Workflow Stage: Execution & Validation

Deploy the crawler in staging mode before full production execution. Normalize HTTP status codes, render-time metrics, and redirect chains into standardized schemas. Align time-based metrics to UTC. Cross-reference initial outputs with Establishing Baseline Health Metrics for New Domains to calibrate alert thresholds. Detect scope drift before scaling to production.

Implementation Steps

  • Run headless browser validation for JS-dependent routing and dynamic content.
  • Normalize status codes: map 301/302 to redirect, 404/410 to removed, 5xx to error.
  • Calculate TTFB and DOMContentLoaded per depth tier.
  • Export raw logs to structured JSON/Parquet for downstream ETL pipelines.

Metrics to Track

  • render_success_rate
  • redirect_chain_length
  • normalized_status_distribution
  • avg_ttfb_by_depth
# scope_filter.py
import re
from urllib.parse import urlparse, parse_qs
import scrapy

def calculate_url_depth(url: str) -> int:
 parsed = urlparse(url)
 path_segments = [seg for seg in parsed.path.split('/') if seg]
 return len(path_segments)

def apply_scope_filters(url: str, exclude_patterns: list[str]) -> bool:
 for pattern in exclude_patterns:
 if re.search(pattern, url):
 return False
 return True

def normalize_canonical_chain(response: scrapy.http.Response) -> str:
 canonical = response.xpath('//link[@rel="canonical"]/@href').get()
 if canonical:
 return canonical.strip()
 return response.url
-- metric_normalization.sql
WITH normalized_logs AS (
 SELECT
 url_path,
 depth_tier,
 CASE
 WHEN status_code BETWEEN 300 AND 399 THEN 'redirect'
 WHEN status_code IN (404, 410) THEN 'removed'
 WHEN status_code >= 500 THEN 'error'
 ELSE 'success'
 END AS normalized_status,
 ttfb_ms,
 request_timestamp
 FROM crawl_logs
)
SELECT
 url_path,
 depth_tier,
 normalized_status,
 COUNT(*) OVER (PARTITION BY url_path ORDER BY request_timestamp) AS redirect_chain_length,
 PERCENTILE_CONT(0.95) WITHIN GROUP (ORDER BY ttfb_ms) OVER (PARTITION BY depth_tier) AS p95_ttfb
FROM normalized_logs
GROUP BY url_path, depth_tier, normalized_status, ttfb_ms, request_timestamp;

Post-Crawl Scope Auditing & Debt Prioritization

Workflow Stage: Analysis & Reporting

Audit final crawl coverage against the approved scope manifest.
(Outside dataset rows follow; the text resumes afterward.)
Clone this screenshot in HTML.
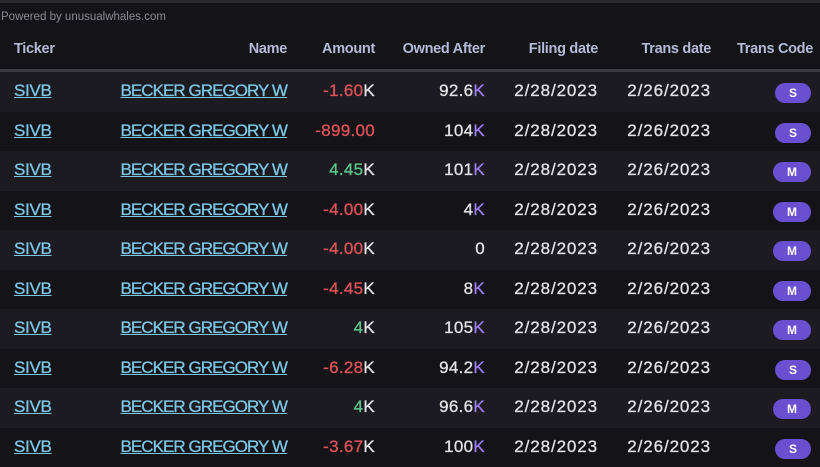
<!DOCTYPE html>
<html><head><style>
body{margin:0;width:820px;height:460px;background:#141318;overflow:hidden;font-family:"Liberation Sans",sans-serif;position:relative}
.top{position:absolute;left:0;top:0;width:820px;height:3px;background:#2a2930}
.pw{position:absolute;left:1px;top:11px;font-size:11.5px;color:#8a8a94}
.hd{position:absolute;top:41px;height:20px;font-size:14.5px;font-weight:bold;color:#b4bbd6;letter-spacing:-0.3px}
.hl{position:absolute;left:0;top:69px;width:820px;height:3px;background:#3a3944}
.row{position:absolute;left:0;width:820px;height:39.5px}
.c{position:absolute;font-size:17px;line-height:20px;color:#e2e2e6;white-space:nowrap;letter-spacing:0.3px;-webkit-text-stroke:0.3px currentColor}
.nm{letter-spacing:-0.95px}
.dt{letter-spacing:0.9px}
.r{text-align:right}
a{color:#7cc6e4;text-decoration:underline}
.red{color:#e0535a}.grn{color:#5cc78a}.k{color:#9b7ef0}
.b{position:absolute;height:20px;border-radius:10px;background:#6a4fd0;color:#fff;font-size:12px;font-weight:bold;text-align:center;line-height:20px}
</style></head><body>
<div class="top"></div>
<div class="pw">Powered by unusualwhales.com</div>
<div class="hd" style="left:14px">Ticker</div>
<div class="hd" style="right:533px">Name</div>
<div class="hd" style="right:445px">Amount</div>
<div class="hd" style="right:335px">Owned After</div>
<div class="hd" style="right:222px">Filing date</div>
<div class="hd" style="right:109px">Trans date</div>
<div class="hd" style="right:7px">Trans Code</div>
<div class="hl"></div>
<div id="rows"></div>
<script>
var d=[["-1.60","red","92.6","K","S"],["-899.00","red","104","K","S"],["4.45","grn","101","K","M"],["-4.00","red","4","K","M"],["-4.00","red","0","","M"],["-4.45","red","8","K","M"],["4","grn","105","K","M"],["-6.28","red","94.2","K","S"],["4","grn","96.6","K","M"],["-3.67","red","100","K","S"]];
var h="";
d.forEach(function(r,i){
var t=72+i*39.5;var bg=i%2==0?"#1c1b21":"#141318";
var amt=r[0]=="-899.00"?'<span class="red">-899.00</span>':'<span class="'+r[1]+'">'+r[0]+'</span>K';
var w=r[4]=="M"?38:36;var l=r[4]=="M"?773:775;
h+='<div class="row" style="top:'+t+'px;background:'+bg+'">'+
'<div class="c" style="left:14px;top:9px;letter-spacing:-0.3px"><a>SIVB</a></div>'+
'<div class="c r nm" style="right:533px;top:9px"><a>BECKER GREGORY W</a></div>'+
'<div class="c r" style="right:445px;top:9px">'+amt+'</div>'+
'<div class="c r" style="right:335px;top:9px">'+r[2]+'<span class="k">'+r[3]+'</span></div>'+
'<div class="c r dt" style="right:222px;top:9px">2/28/2023</div>'+
'<div class="c r dt" style="right:109px;top:9px">2/26/2023</div>'+
'<div class="b" style="left:'+l+'px;width:'+w+'px;top:11px">'+r[4]+'</div></div>';
});
document.getElementById("rows").innerHTML=h;
</script>
</body></html>
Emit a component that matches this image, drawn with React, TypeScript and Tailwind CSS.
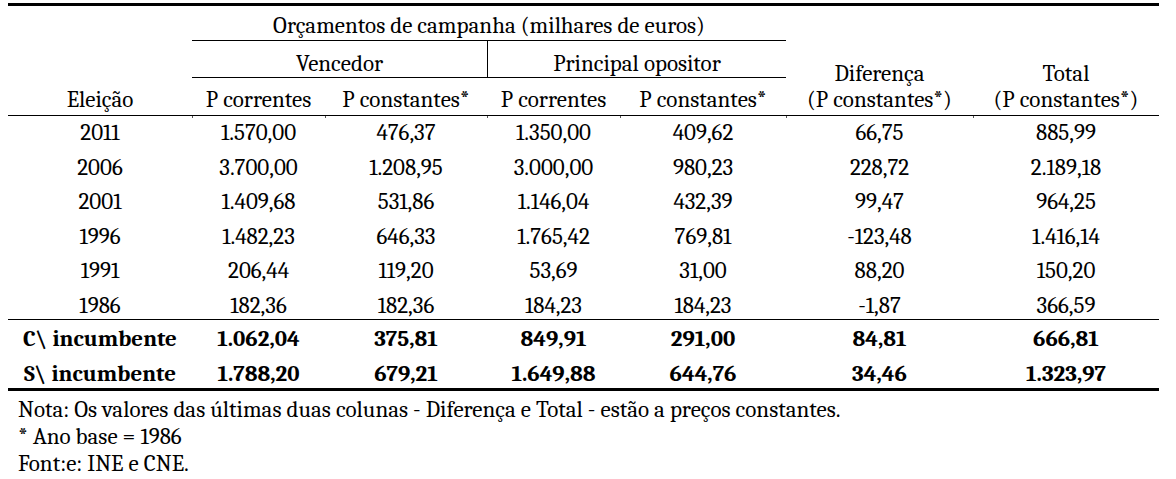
import React from "react";

const cols = "grid grid-cols-[184px_133px_162px_133px_166px_187px_186px]";

const rows = [
  ["2011", "1.570,00", "476,37", "1.350,00", "409,62", "66,75", "885,99"],
  ["2006", "3.700,00", "1.208,95", "3.000,00", "980,23", "228,72", "2.189,18"],
  ["2001", "1.409,68", "531,86", "1.146,04", "432,39", "99,47", "964,25"],
  ["1996", "1.482,23", "646,33", "1.765,42", "769,81", "-123,48", "1.416,14"],
  ["1991", "206,44", "119,20", "53,69", "31,00", "88,20", "150,20"],
  ["1986", "182,36", "182,36", "184,23", "184,23", "-1,87", "366,59"],
];

const totals = [
  ["C\\ incumbente", "1.062,04", "375,81", "849,91", "291,00", "84,81", "666,81"],
  ["S\\ incumbente", "1.788,20", "679,21", "1.649,88", "644,76", "34,46", "1.323,97"],
];

function Ticks() {
  return (
    <div className={`${cols} h-[2px]`}>
      <div />
      {[0, 1, 2, 3, 4, 5].map((i) => (
        <div key={i} className="border-l border-[#555]" />
      ))}
    </div>
  );
}

function Cell({ children }: { children: React.ReactNode }) {
  return <div className="text-center">{children}</div>;
}

export default function App() {
  return (
    <div className="min-h-screen bg-white text-black font-serif text-[23px] leading-[26px]">
      <div className="ml-[8px] w-[1151px] pt-[3px]">
        <div className="h-[3px] bg-black" />

        {/* header */}
        <div className={`${cols} grid-rows-[35px_37px_37px] border-b border-black`}>
          <div className="col-start-2 col-span-4 row-start-1 border-b border-black flex items-end justify-center pb-[1px]">
            Orçamentos de campanha (milhares de euros)
          </div>
          <div className="col-start-2 col-span-2 row-start-2 border-b border-black flex items-end justify-center">
            Vencedor
          </div>
          <div className="col-start-4 col-span-2 row-start-2 border-b border-l border-black flex items-end justify-center">
            Principal opositor
          </div>
          <div className="col-start-6 row-start-2 row-span-2 flex flex-col items-center justify-end pb-[2px]">
            <span>Diferença</span>
            <span>(P constantes*)</span>
          </div>
          <div className="col-start-7 row-start-2 row-span-2 flex flex-col items-center justify-end pb-[2px]">
            <span>Total</span>
            <span>(P constantes*)</span>
          </div>
          <div className="col-start-1 row-start-3 flex items-end justify-center pb-[2px]">Eleição</div>
          <div className="col-start-2 row-start-3 flex items-end justify-center pb-[2px]">P correntes</div>
          <div className="col-start-3 row-start-3 flex items-end justify-center pb-[2px]">P constantes*</div>
          <div className="col-start-4 row-start-3 flex items-end justify-center pb-[2px]">P correntes</div>
          <div className="col-start-5 row-start-3 flex items-end justify-center pb-[2px]">P constantes*</div>
        </div>
        <Ticks />

        {/* body */}
        <div className="border-b border-black mt-[-2px]">
          {rows.map((r, i) => (
            <div key={r[0]} className={`${cols} ${i === rows.length - 1 ? "h-[30px]" : "h-[34.6px]"} pt-[4px]`}>
              {r.map((c, j) => (
                <Cell key={j}>{c}</Cell>
              ))}
            </div>
          ))}
        </div>

        {/* totals */}
        <div className="font-bold">
          {totals.map((r, i) => (
            <div key={r[0]} className={`${cols} h-[34px] ${i === 0 ? "pt-[6px]" : "pt-[7px]"}`}>
              {r.map((c, j) => (
                <Cell key={j}>{c}</Cell>
              ))}
            </div>
          ))}
        </div>
        <div className="h-[3px] bg-black" />

        {/* notes */}
        <div className="pl-[10px] pt-[5px] leading-[27px]">
          <p>Nota: Os valores das últimas duas colunas - Diferença e Total - estão a preços constantes.</p>
          <p>* Ano base = 1986</p>
          <p>Font:e: INE e CNE.</p>
        </div>
      </div>
    </div>
  );
}
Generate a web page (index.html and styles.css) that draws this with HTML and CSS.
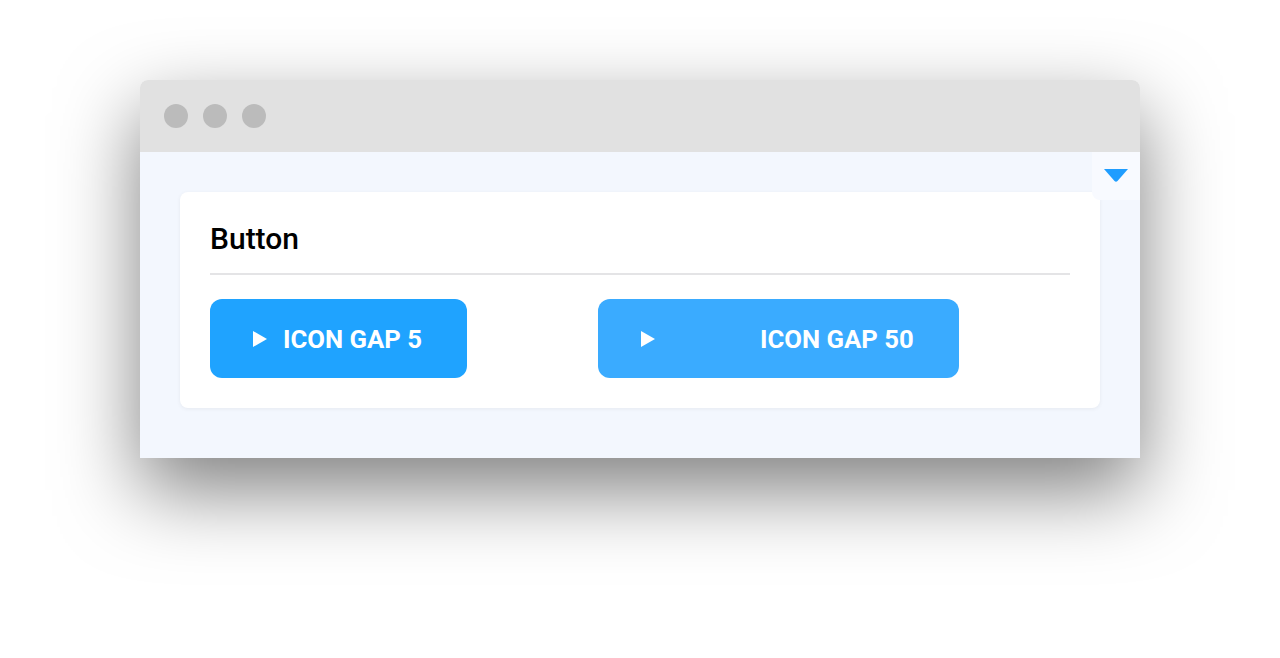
FILE: index.html
```html
<!DOCTYPE html>
<html lang="en">
<head>
    <meta charset="UTF-8">
    <meta name="viewport" content="width=device-width, initial-scale=1.0">
    <title>Button - Icon Gap</title>
    <link rel="stylesheet" href="styles.css">
</head>
<body>
    <div class="window">
        <div class="titlebar">
            <span class="dot"></span>
            <span class="dot"></span>
            <span class="dot"></span>
        </div>
        <div class="viewport">
            <div class="toggle">
                <svg width="26" height="14" viewBox="0 0 26 14"><path d="M1 1 L25 1 L14.5 13 Q13 14.5 11.5 13 Z" fill="#1f9dff"/></svg>
            </div>
            <div class="card">
                <h2 class="card-title">Button</h2>
                <div class="btn-row">
                    <a class="btn" href="#">
                        <svg class="icon" width="14" height="16" viewBox="0 0 14 16"><path d="M0 0 L14 8 L0 16 Z" fill="#fff"/></svg>
                        <span class="gap-5">ICON GAP 5</span>
                    </a>
                    <a class="btn light" href="#">
                        <svg class="icon" width="14" height="16" viewBox="0 0 14 16"><path d="M0 0 L14 8 L0 16 Z" fill="#fff"/></svg>
                        <span class="gap-50">ICON GAP 50</span>
                    </a>
                </div>
            </div>
        </div>
    </div>
</body>
</html>
```

FILE: styles.css
```css
body {
    margin: 0;
    background: #fff;
    font-family: Roboto, 'Liberation Sans', sans-serif;
    padding: 80px 140px;
    min-height: 100vh;
    box-sizing: border-box;
}
.window {
    width: 1000px;
    border-radius: 8px 8px 0 0;
    box-shadow: 0 32px 80px rgba(0,0,0,0.5);
    overflow: hidden;
}
.titlebar {
    height: 72px;
    background: #e1e1e1;
    display: flex;
    align-items: center;
    gap: 15px;
    padding-left: 24px;
}
.dot {
    width: 24px;
    height: 24px;
    border-radius: 50%;
    background: #bbbbbb;
}
.viewport {
    background: #f3f7fe;
    padding: 40px 40px 50px;
    position: relative;
}
.toggle {
    position: absolute;
    top: 0;
    right: 0;
    width: 48px;
    height: 48px;
    background: #f8faff;
    border-bottom-left-radius: 8px;
    display: flex;
    align-items: center;
    justify-content: center;
    padding-bottom: 3px;
    box-sizing: border-box;
}
.card {
    background: #fff;
    border-radius: 8px;
    box-shadow: 0 1px 4px rgba(0,0,0,0.06);
    padding: 28px 30px 30px;
}
.card-title {
    margin: 0;
    font-size: 30px;
    font-weight: 500;
    color: #000;
    line-height: 38px;
    padding-bottom: 15px;
    border-bottom: 2px solid #e4e4e6;
}
.btn-row {
    display: flex;
    gap: 131px;
    margin-top: 24px;
}
.btn {
    display: flex;
    align-items: center;
    height: 79px;
    padding: 0 45px 0 43px;
    background: #1fa3ff;
    color: #fff;
    border-radius: 12px;
    text-decoration: none;
    font-size: 25.7px;
    font-weight: 700;
}
.btn.light {
    background: #3aabff;
}
.icon {
    flex: none;
}
.gap-5 {
    margin-left: 16px;
}
.gap-50 {
    margin-left: 105px;
}
```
Identify orphaned nodes, infinite pagination traps, and parameter-driven bloat. Map uncovered technical debt using Risk Scoring Frameworks for Technical Debt to prioritize remediation sprints. Update scope boundaries iteratively based on audit findings.

Implementation Steps

  • Diff crawled URL set against scope manifest. Flag out-of-bounds routes immediately.
  • Isolate parameterized URLs exceeding depth thresholds for canonicalization.
  • Run link graph analysis to detect orphan pages and broken internal pathways.
  • Generate prioritized Jira/GitHub tickets with severity weights and SLA targets.

Metrics to Track

  • scope_coverage_percentage
  • orphan_page_count
  • debt_severity_index
  • remediation_sla_compliance

Common Implementation Pitfalls

  • Setting max_depth > 7 causes exponential URL explosion and crawl budget exhaustion.
  • Ignoring robots.txt Crawl-Delay directives leads to IP bans or origin throttling.
  • Failing to normalize query parameters (e.g., ?sort=, ?utm=) results in duplicate scope entries.
  • Running full-depth crawls without staging validation causes production latency spikes.
  • Omitting canonical chain resolution inflates perceived crawl depth and skews coverage metrics.